So I asked the woman, what was the news back home? What were the people feeling about the latest incidents?
Silly me. I thought Batia would tell me about reaction to the air strikes by Israel in Syria and the rise in tensions along Israel's borders. Instead, the news of the day, she told me, on the lips of all, was the report that one of the unmarried news anchors of Channel 1 was pregnant. As if that wasn't enough of a blockbuster, an anchor of Channel 2 was involved in a traffic accident. No word on her condition.
Life goes on. Amid the bombs and rockets, life goes on.
Batia was one of eight women brought to the United States by Shalom Yisrael to enjoy two weeks of rest and relaxation from the daily stress of living and working in the Eshkol Regional Council in Israel, the most frequently attacked district of their country. Situated along the southern portion of the Gaza Strip, hugging the border with Egypt, the Eshkol area is home to some 13,000 residents. It was a mostly peaceful 1,000 square miles when the women chose to live there, not out of any Zionistic fervor but because Eshkol was beautiful and away from the hustle and bustle of city life in Tel Aviv or Jerusalem.

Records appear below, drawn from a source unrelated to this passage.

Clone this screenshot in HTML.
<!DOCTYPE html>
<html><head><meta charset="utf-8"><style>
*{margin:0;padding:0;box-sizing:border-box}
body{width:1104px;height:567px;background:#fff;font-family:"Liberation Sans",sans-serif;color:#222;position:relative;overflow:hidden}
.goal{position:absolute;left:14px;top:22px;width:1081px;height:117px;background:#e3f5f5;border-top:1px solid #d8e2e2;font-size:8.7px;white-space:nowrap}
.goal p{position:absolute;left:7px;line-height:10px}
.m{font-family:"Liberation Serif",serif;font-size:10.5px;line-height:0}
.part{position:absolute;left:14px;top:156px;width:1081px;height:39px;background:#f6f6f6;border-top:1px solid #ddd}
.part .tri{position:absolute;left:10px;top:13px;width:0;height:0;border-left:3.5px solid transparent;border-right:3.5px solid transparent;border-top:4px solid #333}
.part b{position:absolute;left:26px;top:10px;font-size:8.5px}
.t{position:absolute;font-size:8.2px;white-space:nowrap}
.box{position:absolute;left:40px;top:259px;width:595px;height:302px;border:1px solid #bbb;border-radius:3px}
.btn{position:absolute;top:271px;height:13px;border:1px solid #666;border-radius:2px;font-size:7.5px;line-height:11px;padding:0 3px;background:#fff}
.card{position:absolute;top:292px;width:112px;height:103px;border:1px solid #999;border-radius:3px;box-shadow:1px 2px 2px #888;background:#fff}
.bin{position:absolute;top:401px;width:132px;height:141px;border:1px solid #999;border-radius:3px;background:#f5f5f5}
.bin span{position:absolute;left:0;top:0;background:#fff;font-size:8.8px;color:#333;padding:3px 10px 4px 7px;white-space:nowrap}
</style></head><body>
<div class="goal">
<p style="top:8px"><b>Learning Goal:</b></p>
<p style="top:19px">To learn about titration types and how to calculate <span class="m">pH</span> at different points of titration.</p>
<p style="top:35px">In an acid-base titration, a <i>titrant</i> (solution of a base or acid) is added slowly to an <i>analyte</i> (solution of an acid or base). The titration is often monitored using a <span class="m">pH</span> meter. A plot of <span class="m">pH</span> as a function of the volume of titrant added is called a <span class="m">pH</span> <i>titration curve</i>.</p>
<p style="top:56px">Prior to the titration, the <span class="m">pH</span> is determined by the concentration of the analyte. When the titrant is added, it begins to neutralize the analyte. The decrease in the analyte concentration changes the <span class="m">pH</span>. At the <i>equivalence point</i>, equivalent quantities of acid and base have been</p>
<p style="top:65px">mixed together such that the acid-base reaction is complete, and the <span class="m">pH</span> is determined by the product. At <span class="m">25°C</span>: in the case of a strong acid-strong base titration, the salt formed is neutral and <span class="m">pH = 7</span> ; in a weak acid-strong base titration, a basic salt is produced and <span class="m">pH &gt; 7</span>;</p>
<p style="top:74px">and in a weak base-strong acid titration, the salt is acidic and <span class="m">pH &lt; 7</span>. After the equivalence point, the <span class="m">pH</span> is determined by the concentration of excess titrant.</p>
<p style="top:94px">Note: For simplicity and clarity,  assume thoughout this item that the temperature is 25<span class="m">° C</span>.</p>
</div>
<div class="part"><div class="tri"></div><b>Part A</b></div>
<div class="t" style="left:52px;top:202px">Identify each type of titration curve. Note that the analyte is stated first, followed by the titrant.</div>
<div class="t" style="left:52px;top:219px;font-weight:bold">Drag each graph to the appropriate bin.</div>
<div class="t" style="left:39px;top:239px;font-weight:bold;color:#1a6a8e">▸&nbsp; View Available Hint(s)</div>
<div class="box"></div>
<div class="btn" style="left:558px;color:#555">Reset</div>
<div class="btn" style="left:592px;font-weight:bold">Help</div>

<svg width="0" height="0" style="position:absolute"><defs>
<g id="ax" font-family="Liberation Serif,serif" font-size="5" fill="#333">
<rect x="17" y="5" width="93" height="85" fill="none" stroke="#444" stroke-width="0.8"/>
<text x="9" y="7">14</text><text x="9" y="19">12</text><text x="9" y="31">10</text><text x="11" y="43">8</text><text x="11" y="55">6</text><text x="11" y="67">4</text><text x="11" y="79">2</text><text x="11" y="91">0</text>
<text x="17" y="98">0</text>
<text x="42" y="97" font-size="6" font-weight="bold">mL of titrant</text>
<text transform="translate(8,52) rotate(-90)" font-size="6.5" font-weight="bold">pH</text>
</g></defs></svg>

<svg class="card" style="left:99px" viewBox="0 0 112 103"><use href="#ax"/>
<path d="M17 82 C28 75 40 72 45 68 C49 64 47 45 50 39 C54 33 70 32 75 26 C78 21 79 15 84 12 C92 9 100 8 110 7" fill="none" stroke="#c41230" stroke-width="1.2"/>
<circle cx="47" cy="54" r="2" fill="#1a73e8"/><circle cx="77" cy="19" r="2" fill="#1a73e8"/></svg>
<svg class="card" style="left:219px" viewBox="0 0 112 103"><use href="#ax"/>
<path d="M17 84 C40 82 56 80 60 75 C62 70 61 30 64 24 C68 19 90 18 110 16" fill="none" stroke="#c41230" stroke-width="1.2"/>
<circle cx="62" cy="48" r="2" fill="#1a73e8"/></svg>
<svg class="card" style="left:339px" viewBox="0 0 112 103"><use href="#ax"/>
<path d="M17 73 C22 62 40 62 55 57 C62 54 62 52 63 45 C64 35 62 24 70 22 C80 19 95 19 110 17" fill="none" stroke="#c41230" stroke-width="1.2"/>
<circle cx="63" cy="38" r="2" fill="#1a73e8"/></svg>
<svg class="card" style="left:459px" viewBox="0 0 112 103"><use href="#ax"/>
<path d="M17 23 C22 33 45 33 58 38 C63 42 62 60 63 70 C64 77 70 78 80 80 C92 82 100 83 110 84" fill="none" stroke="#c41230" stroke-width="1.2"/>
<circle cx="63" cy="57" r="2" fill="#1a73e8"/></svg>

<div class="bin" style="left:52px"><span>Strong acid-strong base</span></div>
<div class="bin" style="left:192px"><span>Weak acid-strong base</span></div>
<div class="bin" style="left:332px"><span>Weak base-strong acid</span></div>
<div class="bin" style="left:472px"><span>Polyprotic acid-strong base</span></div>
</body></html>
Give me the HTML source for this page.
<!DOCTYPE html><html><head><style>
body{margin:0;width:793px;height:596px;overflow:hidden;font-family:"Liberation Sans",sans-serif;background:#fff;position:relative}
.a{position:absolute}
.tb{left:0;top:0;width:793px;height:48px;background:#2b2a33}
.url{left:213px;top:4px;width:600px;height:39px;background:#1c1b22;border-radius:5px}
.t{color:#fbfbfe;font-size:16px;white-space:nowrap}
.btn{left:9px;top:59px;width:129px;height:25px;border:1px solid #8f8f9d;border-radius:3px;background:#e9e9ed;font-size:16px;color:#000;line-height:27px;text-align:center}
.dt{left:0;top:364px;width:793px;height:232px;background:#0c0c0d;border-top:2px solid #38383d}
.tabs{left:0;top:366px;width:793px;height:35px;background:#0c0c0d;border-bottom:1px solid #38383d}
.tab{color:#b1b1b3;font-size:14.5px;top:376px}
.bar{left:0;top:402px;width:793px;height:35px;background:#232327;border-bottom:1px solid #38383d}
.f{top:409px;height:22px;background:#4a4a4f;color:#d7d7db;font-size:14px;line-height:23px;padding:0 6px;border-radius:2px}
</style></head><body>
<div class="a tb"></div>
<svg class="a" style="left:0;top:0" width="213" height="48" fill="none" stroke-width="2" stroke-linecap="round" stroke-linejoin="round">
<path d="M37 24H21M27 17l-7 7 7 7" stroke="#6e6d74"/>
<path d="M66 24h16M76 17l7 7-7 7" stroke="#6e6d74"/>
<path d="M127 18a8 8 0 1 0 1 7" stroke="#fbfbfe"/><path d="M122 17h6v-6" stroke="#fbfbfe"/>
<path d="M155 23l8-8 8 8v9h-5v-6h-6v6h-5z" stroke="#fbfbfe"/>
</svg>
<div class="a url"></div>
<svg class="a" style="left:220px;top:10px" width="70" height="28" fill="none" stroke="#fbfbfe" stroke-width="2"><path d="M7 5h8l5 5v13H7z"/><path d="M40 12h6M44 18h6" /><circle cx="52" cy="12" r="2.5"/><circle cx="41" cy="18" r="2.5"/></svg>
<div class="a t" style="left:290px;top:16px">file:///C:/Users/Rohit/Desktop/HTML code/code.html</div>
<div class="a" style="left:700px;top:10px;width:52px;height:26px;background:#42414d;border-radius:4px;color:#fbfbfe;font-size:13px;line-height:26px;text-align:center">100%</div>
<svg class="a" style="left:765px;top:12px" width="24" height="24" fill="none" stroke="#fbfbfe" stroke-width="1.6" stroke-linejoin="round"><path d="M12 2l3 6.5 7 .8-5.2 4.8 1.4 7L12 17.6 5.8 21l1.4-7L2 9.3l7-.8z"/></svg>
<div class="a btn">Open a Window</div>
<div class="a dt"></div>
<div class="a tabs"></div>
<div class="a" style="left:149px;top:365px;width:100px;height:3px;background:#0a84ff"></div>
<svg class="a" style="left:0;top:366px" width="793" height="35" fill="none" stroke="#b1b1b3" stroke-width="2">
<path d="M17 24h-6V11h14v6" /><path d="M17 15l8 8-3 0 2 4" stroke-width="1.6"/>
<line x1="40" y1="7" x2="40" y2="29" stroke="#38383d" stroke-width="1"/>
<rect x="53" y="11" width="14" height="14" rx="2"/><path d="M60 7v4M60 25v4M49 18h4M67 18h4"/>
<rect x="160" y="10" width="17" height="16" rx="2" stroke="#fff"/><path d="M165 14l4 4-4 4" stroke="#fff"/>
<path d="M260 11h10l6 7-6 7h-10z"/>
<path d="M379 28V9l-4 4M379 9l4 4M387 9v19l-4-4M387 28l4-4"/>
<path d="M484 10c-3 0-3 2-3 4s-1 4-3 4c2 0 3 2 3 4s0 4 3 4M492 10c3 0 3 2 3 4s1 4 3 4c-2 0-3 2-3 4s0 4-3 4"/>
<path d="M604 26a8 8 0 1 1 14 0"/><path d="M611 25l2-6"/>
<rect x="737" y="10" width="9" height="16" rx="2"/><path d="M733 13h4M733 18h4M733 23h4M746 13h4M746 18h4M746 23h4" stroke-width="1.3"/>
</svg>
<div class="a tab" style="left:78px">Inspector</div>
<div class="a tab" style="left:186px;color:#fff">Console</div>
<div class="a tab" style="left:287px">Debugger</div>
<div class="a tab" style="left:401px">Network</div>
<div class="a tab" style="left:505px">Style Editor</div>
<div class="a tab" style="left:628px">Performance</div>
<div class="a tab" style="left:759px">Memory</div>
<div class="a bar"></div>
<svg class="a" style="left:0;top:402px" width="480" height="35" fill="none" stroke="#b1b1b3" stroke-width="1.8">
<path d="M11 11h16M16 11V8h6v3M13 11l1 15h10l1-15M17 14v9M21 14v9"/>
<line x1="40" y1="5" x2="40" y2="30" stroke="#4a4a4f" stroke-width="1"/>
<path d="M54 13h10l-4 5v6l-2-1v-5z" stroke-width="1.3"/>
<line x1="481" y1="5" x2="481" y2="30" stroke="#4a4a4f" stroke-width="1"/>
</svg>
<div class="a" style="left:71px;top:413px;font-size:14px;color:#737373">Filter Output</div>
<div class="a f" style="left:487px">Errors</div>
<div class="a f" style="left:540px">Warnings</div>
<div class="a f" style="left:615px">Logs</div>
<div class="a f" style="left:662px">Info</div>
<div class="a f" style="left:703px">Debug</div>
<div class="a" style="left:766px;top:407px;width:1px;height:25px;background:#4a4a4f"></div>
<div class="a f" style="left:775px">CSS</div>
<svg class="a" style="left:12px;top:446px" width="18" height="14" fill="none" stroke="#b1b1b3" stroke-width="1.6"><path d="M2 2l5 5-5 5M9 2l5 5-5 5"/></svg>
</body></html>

All that changed in 2005 after Israel withdrew from Gaza. After Hamas brutally ousted Fatah, mortar after mortar attack ensued. It was from the Eshkol region that the soldier Gilad Shalit was kidnapped and held for five years in the Gaza Strip until released in 2011. The incursion into Israel last year by terrorists who stole two armored Egyptian vehicles occurred in the Eshkol region. Last November, when 1,200 rockets landed in all of Israel, 463 fell in Eshkol.
Some of the communities in Eshkol are so close to the border there isn’t time for an alarm to sound. Only the percussion of an exploding rocket or mortar startles residents into defensive activity. It is then that Batia and her colleagues spring into action as first responder trauma care providers. That’s not their primary jobs. Normally, they are social workers and psychologists in schools and welfare agencies, administering to the needs of the area’s population. When explosions break the tranquility of the day—a rocket landed Wednesday—they are transformed into first responder trauma care providers.
By necessity, their discipline has been mostly self taught. As I wrote last year, when eight other first responders visited as part of the Shalom Yisrael program, the 32 communities of Eshkol (14 kibbutzim, 13 moshavim and five residential communities) are vulnerable in space and time. If their homes are within four and a half kilometers (2.7 miles) of the border they have been outfitted by the government with “safe rooms” built to withstand a direct hit. In communities more than four and a half kilometers from Gaza, no safe rooms are retrofitted to existing homes. The only government funded security is a shelter for kindergarten children. If they are lucky, they have, perhaps, 15 seconds to seek cover.
Still, life goes on, as close to normal as the Israelis will permit. Tamar, a mother of three boys, 10, 5 and 3, and a 13 year old daughter, demonstrates her resiliency and determination by refusing to give in to fear. She purposely drives the road near the Gaza Strip rather than a route further away from danger. She will not allow the terrorists to alter her lifestyle.
During their two week stay in New York and Washington, DC, which ended on Mother’s Day, the women visited many cultural and historic sites. And, of course, they shopped. But perhaps their most unique experience involved an aspect of Judaism they had never encountered. They are secular, for the most part, even to the edges of agnosticism because of the smothering influence the religious right has on the Israeli way of life. Their host families brought them to their respective synagogues on Saturdays, where they experienced prayer services far more inclusive and welcoming than any they knew of in Israel. Several received a joint aliyah, an honor of being called up to the Torah. And the Friday before they left they joined a demonstration in Madison Square in Manhattan in support of Women of the Wall, the Israeli group trying to gain equality for women at the Western Wall in Jerusalem. Again, they received recognition from the New York community.
Community. Even though Eshkol is bombarded more than any other region, it doesn’t get the foreign press Sderot generates from attacks at the northern edge of Gaza. At times, the residents of Eshkol can feel isolated, alone. But two weeks of sharing and nurturing from heretofore strangers, two weeks of freedom from terror, recharged their internal batteries and revealed to them that their values were shared by a community across the ocean. Life can go on, knowing they are not alone.